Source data
Begin

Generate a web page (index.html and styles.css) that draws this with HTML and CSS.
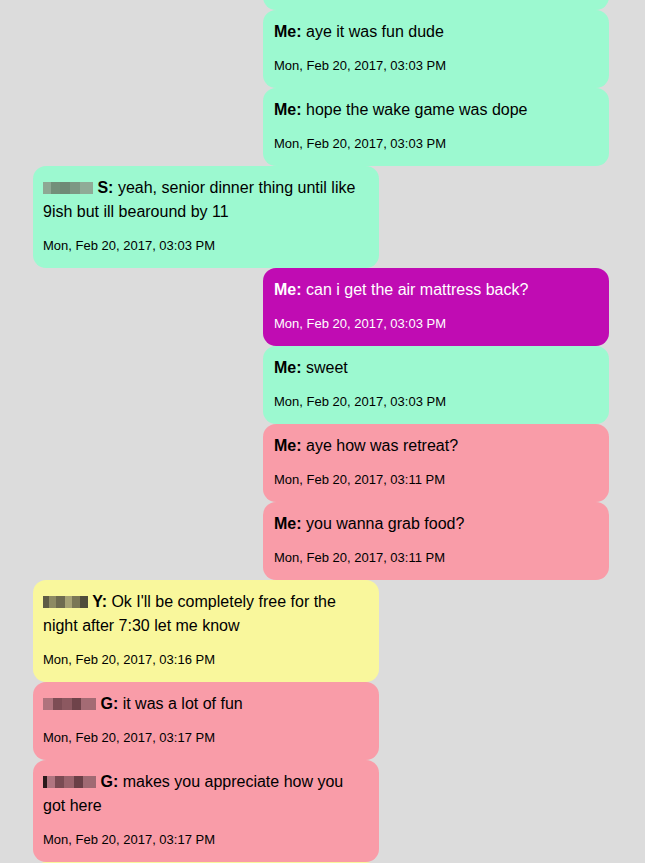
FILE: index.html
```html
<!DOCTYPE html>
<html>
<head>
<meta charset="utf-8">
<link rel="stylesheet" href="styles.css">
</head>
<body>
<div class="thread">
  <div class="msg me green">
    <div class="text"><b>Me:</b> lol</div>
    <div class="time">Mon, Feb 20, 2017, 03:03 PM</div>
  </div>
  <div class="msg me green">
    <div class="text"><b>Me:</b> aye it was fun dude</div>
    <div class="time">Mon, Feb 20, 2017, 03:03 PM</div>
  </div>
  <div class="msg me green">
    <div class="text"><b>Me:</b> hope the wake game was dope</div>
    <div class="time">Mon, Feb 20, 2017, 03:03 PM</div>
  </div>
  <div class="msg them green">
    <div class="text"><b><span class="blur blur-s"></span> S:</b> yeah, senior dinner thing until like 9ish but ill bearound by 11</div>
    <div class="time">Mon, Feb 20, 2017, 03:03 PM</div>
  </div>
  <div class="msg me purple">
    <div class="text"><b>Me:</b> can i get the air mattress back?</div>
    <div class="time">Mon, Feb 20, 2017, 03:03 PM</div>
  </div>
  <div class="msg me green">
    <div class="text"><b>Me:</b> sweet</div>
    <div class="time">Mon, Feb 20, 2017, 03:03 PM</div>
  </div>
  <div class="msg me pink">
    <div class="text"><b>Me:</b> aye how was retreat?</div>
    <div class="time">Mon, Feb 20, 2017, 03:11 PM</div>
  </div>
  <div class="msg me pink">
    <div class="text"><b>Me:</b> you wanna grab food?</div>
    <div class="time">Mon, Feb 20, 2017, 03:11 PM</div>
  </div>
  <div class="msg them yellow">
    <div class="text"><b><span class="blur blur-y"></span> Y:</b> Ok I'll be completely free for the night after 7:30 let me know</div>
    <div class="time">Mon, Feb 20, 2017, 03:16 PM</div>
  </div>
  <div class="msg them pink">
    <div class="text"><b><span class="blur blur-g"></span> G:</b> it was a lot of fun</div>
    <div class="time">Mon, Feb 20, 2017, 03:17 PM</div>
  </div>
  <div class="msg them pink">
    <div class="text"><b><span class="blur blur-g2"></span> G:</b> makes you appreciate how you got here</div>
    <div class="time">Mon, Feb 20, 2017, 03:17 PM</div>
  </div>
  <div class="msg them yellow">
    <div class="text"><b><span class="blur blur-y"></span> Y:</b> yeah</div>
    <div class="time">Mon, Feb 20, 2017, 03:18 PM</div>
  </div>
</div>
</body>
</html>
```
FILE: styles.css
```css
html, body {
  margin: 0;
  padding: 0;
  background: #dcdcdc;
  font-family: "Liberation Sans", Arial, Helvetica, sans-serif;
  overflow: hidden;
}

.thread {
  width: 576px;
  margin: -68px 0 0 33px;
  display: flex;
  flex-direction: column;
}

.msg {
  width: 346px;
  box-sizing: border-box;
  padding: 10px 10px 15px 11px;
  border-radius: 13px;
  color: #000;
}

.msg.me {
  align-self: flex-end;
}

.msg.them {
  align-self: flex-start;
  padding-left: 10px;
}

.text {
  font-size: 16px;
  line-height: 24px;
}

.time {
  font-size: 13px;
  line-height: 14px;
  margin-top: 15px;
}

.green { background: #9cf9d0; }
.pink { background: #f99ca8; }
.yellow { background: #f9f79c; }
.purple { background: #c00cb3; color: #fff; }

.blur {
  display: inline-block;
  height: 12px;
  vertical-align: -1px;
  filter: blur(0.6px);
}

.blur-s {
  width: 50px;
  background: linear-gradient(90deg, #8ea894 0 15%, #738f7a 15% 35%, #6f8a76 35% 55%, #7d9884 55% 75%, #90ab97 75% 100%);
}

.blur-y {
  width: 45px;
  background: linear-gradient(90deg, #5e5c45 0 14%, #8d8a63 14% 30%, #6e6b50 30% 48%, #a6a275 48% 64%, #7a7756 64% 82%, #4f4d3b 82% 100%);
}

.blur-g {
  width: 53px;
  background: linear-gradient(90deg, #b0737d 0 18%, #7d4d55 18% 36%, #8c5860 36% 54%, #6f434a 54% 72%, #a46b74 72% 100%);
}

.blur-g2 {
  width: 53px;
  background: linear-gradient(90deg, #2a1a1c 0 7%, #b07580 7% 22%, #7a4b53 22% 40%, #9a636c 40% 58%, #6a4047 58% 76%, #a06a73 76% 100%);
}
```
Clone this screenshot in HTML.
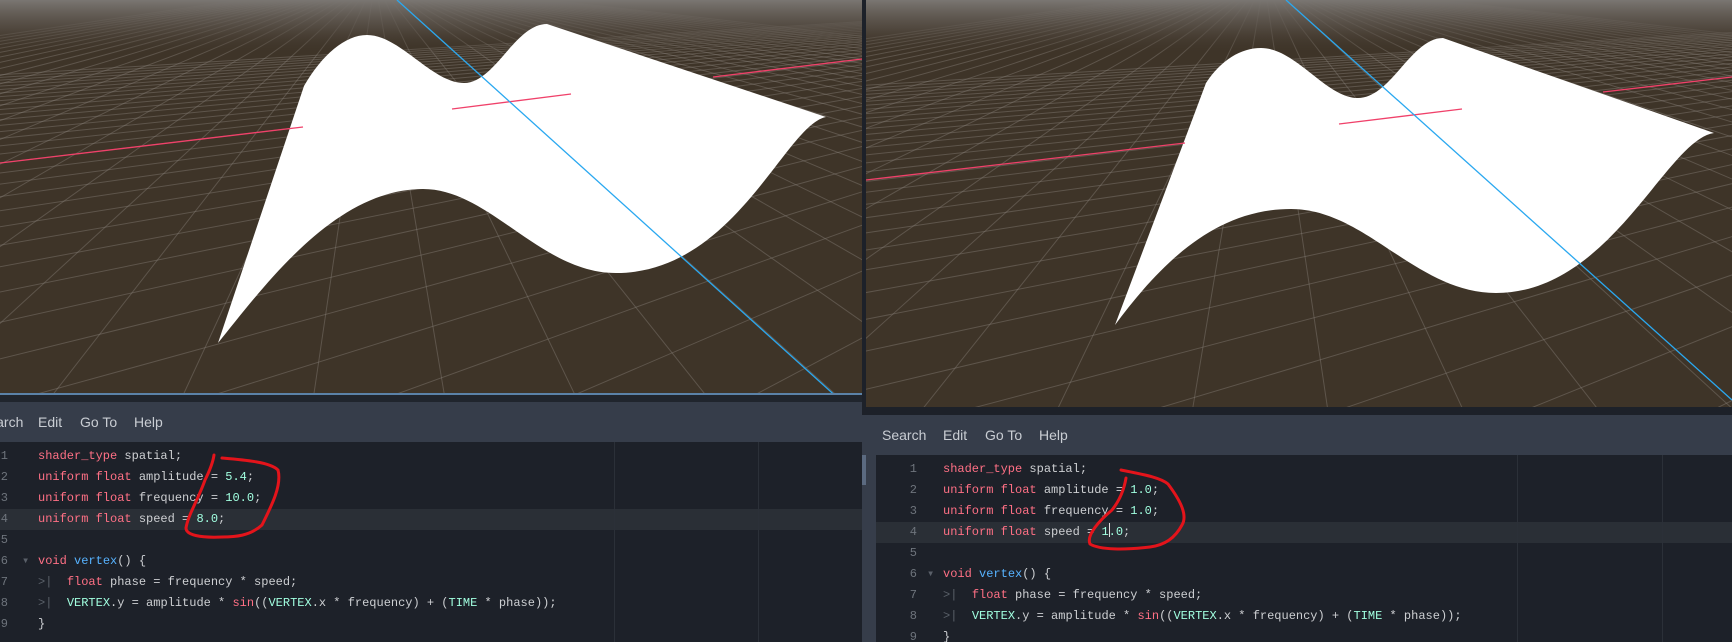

End

TO DO:
Of the lines in the data above, how many contain the word "styles"? Give only that figure.

FINISHED TASK:
3